Tratar a meritocracia como um padrão organizacional é um erro, pois ela pressupõe que todos começam do mesmo ponto, o que claramente não é o caso. Em uma sociedade desigual, o mérito individual dificilmente pode ser comparado de forma justa. O esforço de uma pessoa que nasceu em um contexto de privilégios não é o mesmo que o de alguém que enfrentou adversidades significativas. O debate real deve girar em torno da criação de mecanismos que garantam um ponto de partida mais igualitário, onde todos tenham as mesmas condições para desenvolver seu potencial.

O ponto central da discussão é o critério a ser adotado pelos responsáveis pela condução do Estado. Se o individualismo competitivo, que valoriza o mérito pessoal e a competição entre os indivíduos, deve ser a principal força motriz da sociedade, ou se o incentivo à solidariedade, que visa superar as desigualdades sociais, deve ser priorizado. O primeiro modelo tende a aprofundar as disparidades, enquanto o segundo promove uma sociedade mais justa, onde o desenvolvimento é coletivo e não apenas individual.

Nas eleições brasileiras de 2024, observamos uma forte retórica em defesa da prosperidade individual como caminho para o progresso. Essa visão sustenta a ideia de que o esforço individual é suficiente para superar a pobreza, ignorando os fatores estruturais que limitam as oportunidades para a maioria. Além disso, essa apologia à prosperidade pessoal vem acompanhada de uma glorificação do mercado e um desprezo pelo papel do Estado, promovendo um tipo de anarcocapitalismo que defende a mínima intervenção estatal.

Entretanto, essa defesa do individualismo competitivo e da meritocracia falha em reconhecer que poucos conseguem, de fato, superar os obstáculos impostos por um mercado altamente competitivo e excludente. A lógica do mercado, por sua natureza, não consegue organizar de forma eficiente os interesses diversos dos indivíduos ou dos grupos sociais.
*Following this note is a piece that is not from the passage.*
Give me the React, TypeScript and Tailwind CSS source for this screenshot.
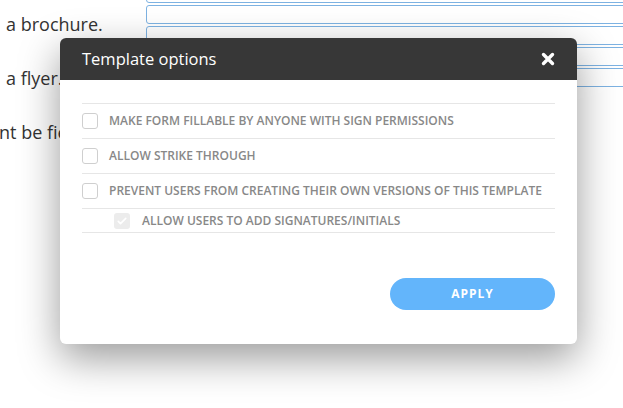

Ela privilegia apenas os mais aptos ou mais bem preparados, deixando para trás a maioria que não dispõe das mesmas ferramentas para competir em igualdade de condições.

Diante disso, o que se coloca como desafio para a humanidade é a necessidade de um planejamento econômico e social que vise à melhoria da qualidade de vida da coletividade. Não se pode confiar no mercado como único regulador das relações sociais e econômicas, pois ele favorece a concentração de poder e riqueza. Somente um Estado com preocupações sociais e mecanismos de redistribuição eficazes pode garantir que os benefícios do crescimento econômico cheguem a todos.

Portanto, o desenvolvimento social deve estar pautado na solidariedade e na justiça distributiva, e não apenas na competição individual. O papel do Estado é central para garantir que as riquezas geradas sejam distribuídas de forma mais equitativa, proporcionando condições dignas de vida para todos os cidadãos. É através do planejamento e da intervenção estatal que podemos construir uma sociedade mais justa e inclusiva.

João Antonio da Silva Filho é Mestre em Filosofia do Direito pela PUC – SP. É autor dos livros “A Democracia e a Democracia em Norberto Bobbio”, “A Era do Direito Positivo” e “O Sujeito Oculto do Crime – Reflexões Sobre a Teoria do Dominio do Fato”, publicados pela editora Verbatin. Advogado, foi vereador da capital por três mandatos consecutivos e deputado estadual por São Paulo. João Antonio nasceu em São João do Paraiso – norte de Minas Gerais. Atualmente é conselheiro do Tribunal de Contas do municipio de São Paulo.